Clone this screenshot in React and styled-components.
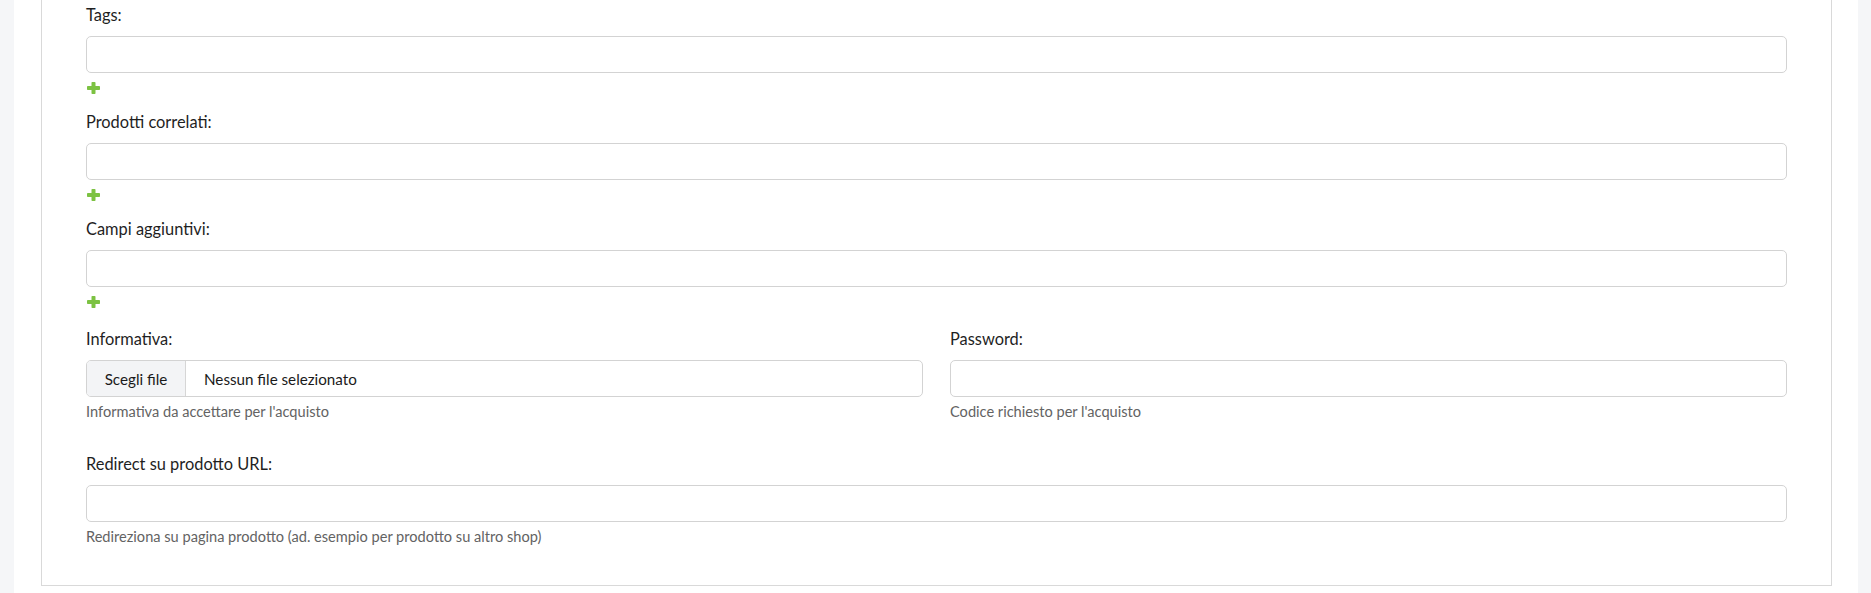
import styled, { createGlobalStyle } from "styled-components"

const GlobalStyle = createGlobalStyle`
    html, body {
        margin: 0;
        padding: 0;
        background-color: #f5f6f8;
        font-family: Lato, "Open Sans", sans-serif;
        color: #2c2c2c;
    }
`

const Page = styled.div`
    margin: 0 13px 0 14px;
    padding: 0 26px 8px 27px;
    background-color: #ffffff;
    min-height: 593px;
    box-sizing: border-box;
`

const Panel = styled.div`
    border: 1px solid #d9d9d9;
    border-top: none;
    padding: 2px 44px 37px;
`

const Group = styled.div`
    margin-bottom: ${(props) => props.$gap || 0}px;
`

const Label = styled.label`
    display: block;
    font-size: 16.4px;
    line-height: 25px;
    margin-bottom: 9px;
    color: #1f1f1f;
`

const Input = styled.input`
    display: block;
    width: 100%;
    height: 37px;
    box-sizing: border-box;
    border: 1px solid #d3d3d3;
    border-radius: 5px;
    background: #fff;
    font-family: inherit;
    font-size: 16px;
    padding: 0 12px;
    outline: none;
`

const AddRow = styled.div`
    display: flex;
    align-items: center;
    height: 20px;
    margin-top: 5px;
    padding-left: 1px;
`

const Columns = styled.div`
    display: grid;
    grid-template-columns: 1fr 1fr;
    column-gap: 27px;
    margin-top: 14px;
    margin-bottom: 28px;
`

const FileBox = styled.div`
    display: flex;
    align-items: stretch;
    height: 37px;
    box-sizing: border-box;
    border: 1px solid #d3d3d3;
    border-radius: 5px;
    overflow: hidden;
    font-size: 15.2px;
`

const FileButton = styled.div`
    width: 98px;
    display: flex;
    align-items: center;
    justify-content: center;
    background-color: #f3f4f6;
    border-right: 1px solid #d6d6d6;
    color: #1a1a1a;
`

const FileName = styled.div`
    display: flex;
    align-items: center;
    padding-left: 18px;
    color: #1a1a1a;
`

const Help = styled.div`
    font-size: 14.6px;
    line-height: 22px;
    margin-top: 4px;
    color: #636363;
`

function PlusIcon() {
    return (
        <svg width="13" height="12" viewBox="0 0 13 12">
            <rect x="0" y="4" width="13" height="4" rx="0.8" fill="#7cc242" />
            <rect x="4.5" y="0" width="4" height="12" rx="0.8" fill="#7cc242" />
        </svg>
    )
}

function RepeaterField({ label, gap }) {
    return (
        <Group $gap={gap}>
            <Label>{label}</Label>
            <Input type="text" />
            <AddRow>
                <PlusIcon />
            </AddRow>
        </Group>
    )
}

export default function App() {
    return (
        <>
            <GlobalStyle />
            <Page>
                <Panel>
                    <RepeaterField label="Tags:" gap={11} />
                    <RepeaterField label="Prodotti correlati:" gap={11} />
                    <RepeaterField label="Campi aggiuntivi:" gap={11} />
                    <Columns>
                        <div>
                            <Label>Informativa:</Label>
                            <FileBox>
                                <FileButton>Scegli file</FileButton>
                                <FileName>Nessun file selezionato</FileName>
                            </FileBox>
                            <Help>Informativa da accettare per l'acquisto</Help>
                        </div>
                        <div>
                            <Label>Password:</Label>
                            <Input type="text" />
                            <Help>Codice richiesto per l'acquisto</Help>
                        </div>
                    </Columns>
                    <Group>
                        <Label>Redirect su prodotto URL:</Label>
                        <Input type="text" />
                        <Help>Redireziona su pagina prodotto (ad. esempio per prodotto su altro shop)</Help>
                    </Group>
                </Panel>
            </Page>
        </>
    )
}
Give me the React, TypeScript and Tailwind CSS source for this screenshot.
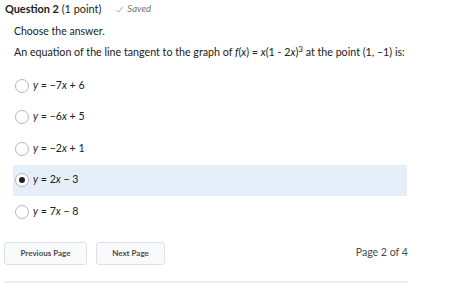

-------------------------

(SET EXERCISE): Output all the records, word for word, with no pictures in the copy.

(SOLUTION TO THE PROBLEM):
Clone this screenshot in React and styled-components.
import styled, { createGlobalStyle } from "styled-components"

const GlobalStyle = createGlobalStyle`
    html, body {
        margin: 0;
        padding: 0;
        background-color: #f5f6f8;
        font-family: Lato, "Open Sans", sans-serif;
        color: #2c2c2c;
    }
`

const Page = styled.div`
    margin: 0 13px 0 14px;
    padding: 0 26px 8px 27px;
    background-color: #ffffff;
    min-height: 593px;
    box-sizing: border-box;
`

const Panel = styled.div`
    border: 1px solid #d9d9d9;
    border-top: none;
    padding: 2px 44px 37px;
`

const Group = styled.div`
    margin-bottom: ${(props) => props.$gap || 0}px;
`

const Label = styled.label`
    display: block;
    font-size: 16.4px;
    line-height: 25px;
    margin-bottom: 9px;
    color: #1f1f1f;
`

const Input = styled.input`
    display: block;
    width: 100%;
    height: 37px;
    box-sizing: border-box;
    border: 1px solid #d3d3d3;
    border-radius: 5px;
    background: #fff;
    font-family: inherit;
    font-size: 16px;
    padding: 0 12px;
    outline: none;
`

const AddRow = styled.div`
    display: flex;
    align-items: center;
    height: 20px;
    margin-top: 5px;
    padding-left: 1px;
`

const Columns = styled.div`
    display: grid;
    grid-template-columns: 1fr 1fr;
    column-gap: 27px;
    margin-top: 14px;
    margin-bottom: 28px;
`

const FileBox = styled.div`
    display: flex;
    align-items: stretch;
    height: 37px;
    box-sizing: border-box;
    border: 1px solid #d3d3d3;
    border-radius: 5px;
    overflow: hidden;
    font-size: 15.2px;
`

const FileButton = styled.div`
    width: 98px;
    display: flex;
    align-items: center;
    justify-content: center;
    background-color: #f3f4f6;
    border-right: 1px solid #d6d6d6;
    color: #1a1a1a;
`

const FileName = styled.div`
    display: flex;
    align-items: center;
    padding-left: 18px;
    color: #1a1a1a;
`

const Help = styled.div`
    font-size: 14.6px;
    line-height: 22px;
    margin-top: 4px;
    color: #636363;
`

function PlusIcon() {
    return (
        <svg width="13" height="12" viewBox="0 0 13 12">
            <rect x="0" y="4" width="13" height="4" rx="0.8" fill="#7cc242" />
            <rect x="4.5" y="0" width="4" height="12" rx="0.8" fill="#7cc242" />
        </svg>
    )
}

function RepeaterField({ label, gap }) {
    return (
        <Group $gap={gap}>
            <Label>{label}</Label>
            <Input type="text" />
            <AddRow>
                <PlusIcon />
            </AddRow>
        </Group>
    )
}

export default function App() {
    return (
        <>
            <GlobalStyle />
            <Page>
                <Panel>
                    <RepeaterField label="Tags:" gap={11} />
                    <RepeaterField label="Prodotti correlati:" gap={11} />
                    <RepeaterField label="Campi aggiuntivi:" gap={11} />
                    <Columns>
                        <div>
                            <Label>Informativa:</Label>
                            <FileBox>
                                <FileButton>Scegli file</FileButton>
                                <FileName>Nessun file selezionato</FileName>
                            </FileBox>
                            <Help>Informativa da accettare per l'acquisto</Help>
                        </div>
                        <div>
                            <Label>Password:</Label>
                            <Input type="text" />
                            <Help>Codice richiesto per l'acquisto</Help>
                        </div>
                    </Columns>
                    <Group>
                        <Label>Redirect su prodotto URL:</Label>
                        <Input type="text" />
                        <Help>Redireziona su pagina prodotto (ad. esempio per prodotto su altro shop)</Help>
                    </Group>
                </Panel>
            </Page>
        </>
    )
}
Give me the React, TypeScript and Tailwind CSS source for this screenshot.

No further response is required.